What I Talk About When I Talk About Running came to me after I registered for the Big Sur International Marathon, but before I began actual training for it. It is inspiring, but not only for running. I would actually say, not primarily for running or maybe even not inspiring to me as a new runner. It's a good, gentle, humble memoir of a fascinating life ... written by a man who is downplaying his fascinating life. As a runner, he has completed many marathons and a few triathalons as well. (It's a demonstration of my commitment to cycling, I suppose, that when he writes about the cycling part of triathalons, my interest is tweaked even higher, and that I find myself taking issue with his personal preference for running over the bike!)

I'll certainly re-read this, and probably before April 25, when I run my first marathon. The combination of beautiful writing (the novelist), the simple lessons of sport (the athlete), and the perspective of a cosmopolitan from Asia (the world traveler/teacher) made this the best read of the fall for me ... and the quickest, too!

19 December 2009

And now it is winter

It's been a long time since I posted here. The cycling season ground down - too slow, and too soon. My outdoor miles squeaked just over 2,300. OK for a pedestrian, but far fewer than I like, and definitely undeserving of the name "cyclist." (A term which I have stopped accepting for myself, and never use!)

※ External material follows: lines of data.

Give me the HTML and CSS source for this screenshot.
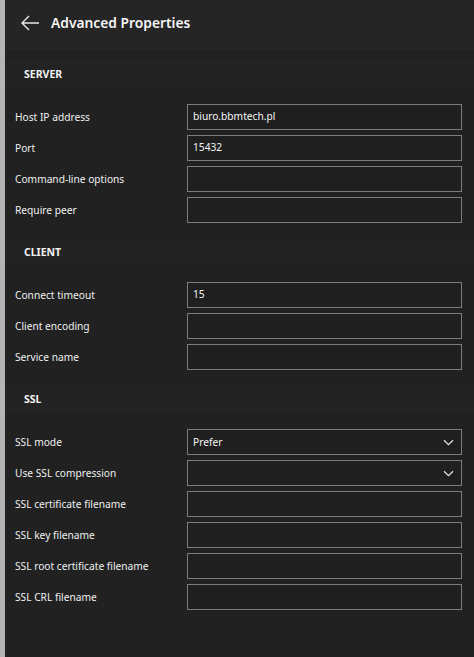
FILE: index.html
```html
<!DOCTYPE html>
<html lang="en">
<head>
    <meta charset="UTF-8">
    <meta name="viewport" content="width=device-width, initial-scale=1.0">
    <title>Advanced Properties</title>
    <link rel="stylesheet" href="styles.css">
</head>
<body>

    <div class="panel">
        <div class="header">
            <svg class="back" width="20" height="16" viewBox="0 0 20 16">
                <path d="M19 8H2M9 1L2 8l7 7" fill="none" stroke="#e8e8e8" stroke-width="1.4"/>
            </svg>
            <span class="title">Advanced Properties</span>
        </div>

        <div class="section">
            <div class="section-head">SERVER</div>
            <div class="row">
                <label>Host IP address</label>
                <div class="field">biuro.bbmtech.pl</div>
            </div>
            <div class="row">
                <label>Port</label>
                <div class="field">15432</div>
            </div>
            <div class="row">
                <label>Command-line options</label>
                <div class="field"></div>
            </div>
            <div class="row">
                <label>Require peer</label>
                <div class="field"></div>
            </div>
        </div>

        <div class="section">
            <div class="section-head">CLIENT</div>
            <div class="row">
                <label>Connect timeout</label>
                <div class="field">15</div>
            </div>
            <div class="row">
                <label>Client encoding</label>
                <div class="field"></div>
            </div>
            <div class="row">
                <label>Service name</label>
                <div class="field"></div>
            </div>
        </div>

        <div class="section">
            <div class="section-head">SSL</div>
            <div class="row">
                <label>SSL mode</label>
                <div class="field select">
                    <span>Prefer</span>
                    <svg width="11" height="7" viewBox="0 0 11 7"><path d="M1 1.2l4.5 4.5 4.5-4.5" fill="none" stroke="#e0e0e0" stroke-width="1.3"/></svg>
                </div>
            </div>
            <div class="row">
                <label>Use SSL compression</label>
                <div class="field select">
                    <span></span>
                    <svg width="11" height="7" viewBox="0 0 11 7"><path d="M1 1.2l4.5 4.5 4.5-4.5" fill="none" stroke="#e0e0e0" stroke-width="1.3"/></svg>
                </div>
            </div>
            <div class="row">
                <label>SSL certificate filename</label>
                <div class="field"></div>
            </div>
            <div class="row">
                <label>SSL key filename</label>
                <div class="field"></div>
            </div>
            <div class="row">
                <label>SSL root certificate filename</label>
                <div class="field"></div>
            </div>
            <div class="row">
                <label>SSL CRL filename</label>
                <div class="field"></div>
            </div>
        </div>
    </div>

</body>
</html>
```

FILE: styles.css
```css
/* Dark settings pane */
body {
    margin: 0;
    background-color: #212121;
    color: #f2f2f2;
    font-family: 'Noto Sans', sans-serif;
    height: 657px;
    overflow: hidden;
}

.panel {
    border-left: 5px solid #b4b4b4;
    height: 657px;
    box-sizing: border-box;
}

.header {
    height: 45px;
    background-color: #252525;
    display: flex;
    align-items: center;
    padding-left: 15px;
    padding-bottom: 5px;
}

.back {
    margin-right: 11px;
}

.title {
    font-size: 13.8px;
    font-weight: 600;
    color: #f5f5f5;
}

.section {
    padding-top: 11px;
}

.section-head {
    height: 26px;
    line-height: 26px;
    padding-left: 19px;
    font-size: 10.5px;
    font-weight: 700;
    background-color: #232323;
    margin-bottom: 17px;
}

.row {
    display: flex;
    align-items: center;
    height: 26px;
    margin-bottom: 5px;
}

.row label {
    width: 172px;
    padding-left: 10px;
    font-size: 10.2px;
    color: #f0f0f0;
}

.field {
    width: 275px;
    height: 26px;
    box-sizing: border-box;
    border: 1.5px solid #7c7c7c;
    background-color: #1f1f1f;
    font-size: 10.2px;
    line-height: 23px;
    padding-left: 5px;
    color: #f5f5f5;
}

.select {
    display: flex;
    justify-content: space-between;
    align-items: center;
    padding-right: 7px;
}
```
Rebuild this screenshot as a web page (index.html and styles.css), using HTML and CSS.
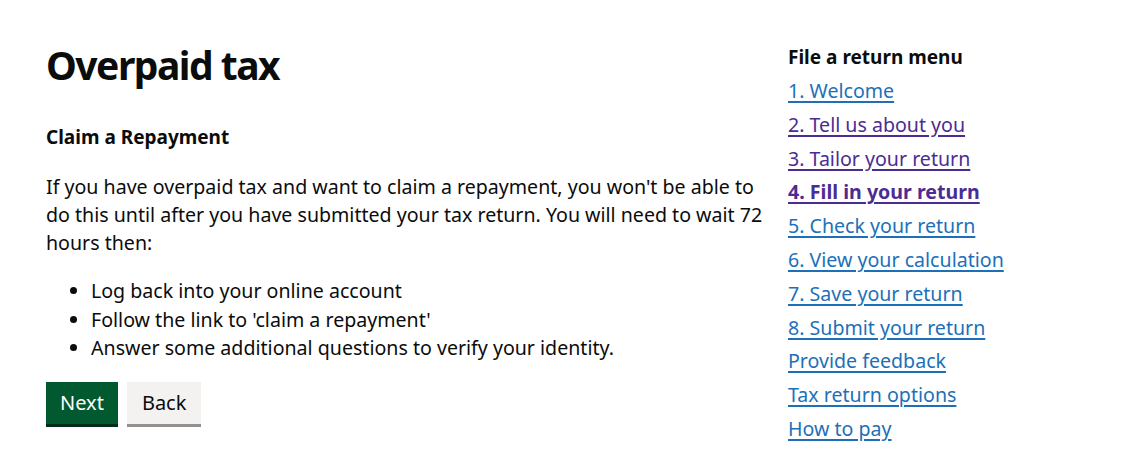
FILE: index.html
```html
<!DOCTYPE html>
<html lang="en">
<head>
    <meta charset="UTF-8">
    <meta name="viewport" content="width=device-width, initial-scale=1.0">
    <title>Overpaid tax</title>
    <link rel="stylesheet" href="styles.css">
</head>
<body>
    <div class="page">
        <main class="main-column">
            <h1 class="page-title">Overpaid tax</h1>
            <h2 class="sub-heading">Claim a Repayment</h2>
            <p class="body-text">If you have overpaid tax and want to claim a repayment, you won't be able to do this until after you have submitted your tax return. You will need to wait 72 hours then:</p>
            <ul class="bullet-list">
                <li>Log back into your online account</li>
                <li>Follow the link to 'claim a repayment'</li>
                <li>Answer some additional questions to verify your identity.</li>
            </ul>
            <div class="button-group">
                <button class="button button-primary">Next</button>
                <button class="button button-secondary">Back</button>
            </div>
        </main>
        <aside class="side-menu">
            <h2 class="menu-title">File a return menu</h2>
            <ul class="menu-list">
                <li><a href="#" class="menu-link">1. Welcome</a></li>
                <li><a href="#" class="menu-link visited">2. Tell us about you</a></li>
                <li><a href="#" class="menu-link visited">3. Tailor your return</a></li>
                <li><a href="#" class="menu-link visited current">4. Fill in your return</a></li>
                <li><a href="#" class="menu-link">5. Check your return</a></li>
                <li><a href="#" class="menu-link">6. View your calculation</a></li>
                <li><a href="#" class="menu-link">7. Save your return</a></li>
                <li><a href="#" class="menu-link">8. Submit your return</a></li>
                <li><a href="#" class="menu-link">Provide feedback</a></li>
                <li><a href="#" class="menu-link">Tax return options</a></li>
                <li><a href="#" class="menu-link">How to pay</a></li>
            </ul>
        </aside>
    </div>
</body>
</html>
```

FILE: styles.css
```css
body {
    margin: 0;
    font-family: "Noto Sans", Arial, sans-serif;
    color: #0b0c0c;
    background-color: white;
}
.page {
    display: grid;
    grid-template-columns: 730px 1fr;
    column-gap: 12px;
    padding: 0 20px 0 46px;
}
.main-column {
    padding-top: 40px;
}
.page-title {
    font-size: 39px;
    line-height: 50px;
    font-weight: 700;
    letter-spacing: -1.5px;
    margin: 0 0 33px 0;
}
.sub-heading {
    font-size: 19px;
    line-height: 28px;
    font-weight: 700;
    margin: 0 0 22px 0;
}
.body-text {
    font-size: 19.6px;
    line-height: 28px;
    margin: 0 0 20px 0;
}
.bullet-list {
    font-size: 19.6px;
    line-height: 28.5px;
    margin: 0 0 19px 0;
    padding-left: 45px;
}
.button-group {
    display: flex;
    gap: 9px;
}
.button {
    font-family: inherit;
    font-size: 20px;
    line-height: 24px;
    padding: 9px 14px;
    border: 0;
    border-radius: 0;
    cursor: pointer;
}
.button-primary {
    background-color: #00592f;
    color: white;
    box-shadow: 0 3px 0 #002d18;
}
.button-secondary {
    padding: 9px 15px;
    background-color: #f3f2f1;
    color: #0b0c0c;
    box-shadow: 0 3px 0 #929191;
}
.side-menu {
    padding-top: 43px;
}
.menu-title {
    font-size: 19px;
    line-height: 28px;
    font-weight: 700;
    margin: 0 0 6px 0;
}
.menu-list {
    list-style: none;
    margin: 0;
    padding: 0;
}
.menu-list li {
    font-size: 19.6px;
    line-height: 28px;
    margin-bottom: 5.8px;
}
.menu-link {
    color: #1d70b8;
    text-decoration: underline;
    text-decoration-thickness: 2px;
    text-underline-offset: 3px;
}
.menu-link.visited {
    color: #4c2c92;
}
.menu-link.current {
    font-weight: 700;
}
```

One way I've kept visiting this site is a little tally of "most recent rides/runs." Yep, runs. More on that later.

Busy, busy, busy. But with the little bit of cycling that ended the fall, I did enjoy some interesting cycling reading. Which, come to think of it, maybe I should have put off until a day like today - 3 inches of new-fallen snow, beginning to look a lot like Christmas - and ridden instead!

Pedaling Revolution by Jeff Mapes (OSU Press, 2008) is subtitled "How Cyclists are Changing American Cities." Mapes is senior political reporter for The Oregonian. He is an active cyclist (commuter and advocate). Through the book he explores the cycling culture of leading bike-friendly cities, Amsterdam, and cities where the culture is changing toward bike friendliness. Along the way he talks to, and rides with, bicycle advocates (extremists and pragmatists), politicians (my favorite, no doubt from my decade-plus sojourn in MN, is congressman Jim Oberstar, D MN - or, technically DFL, MN), city planners (both established and working on it), and everyday riders (powerful and hoi polloi). He commuted with people in his home town, and in Manhattan; he rode in more than one Critical Mass ride; he traveled to Holland and Denmark to see what they have done to shake free of the automobile, and how it those efforts are paying off.

Adding to my pleasure with Pedaling Revolutionwas reading it while on a trip to Portland, OR, my favorite cycling city, Mapes' home town, and a highly rated cycling mecca.

I am recommending the book to all who take cycling seriously, who are interested in urban planning, who love pedestrians, who endorse human-scale civil engineering, and who dare to think something can be done at the individual and community level to make a dent in our ecological jeopardy. It is engagingly written, and - this is a non-activist writing here - has been more succsessful than anything I've read to nudge me toward taking part in local and regional cycling issues.

Now, if I can just get out and ride!!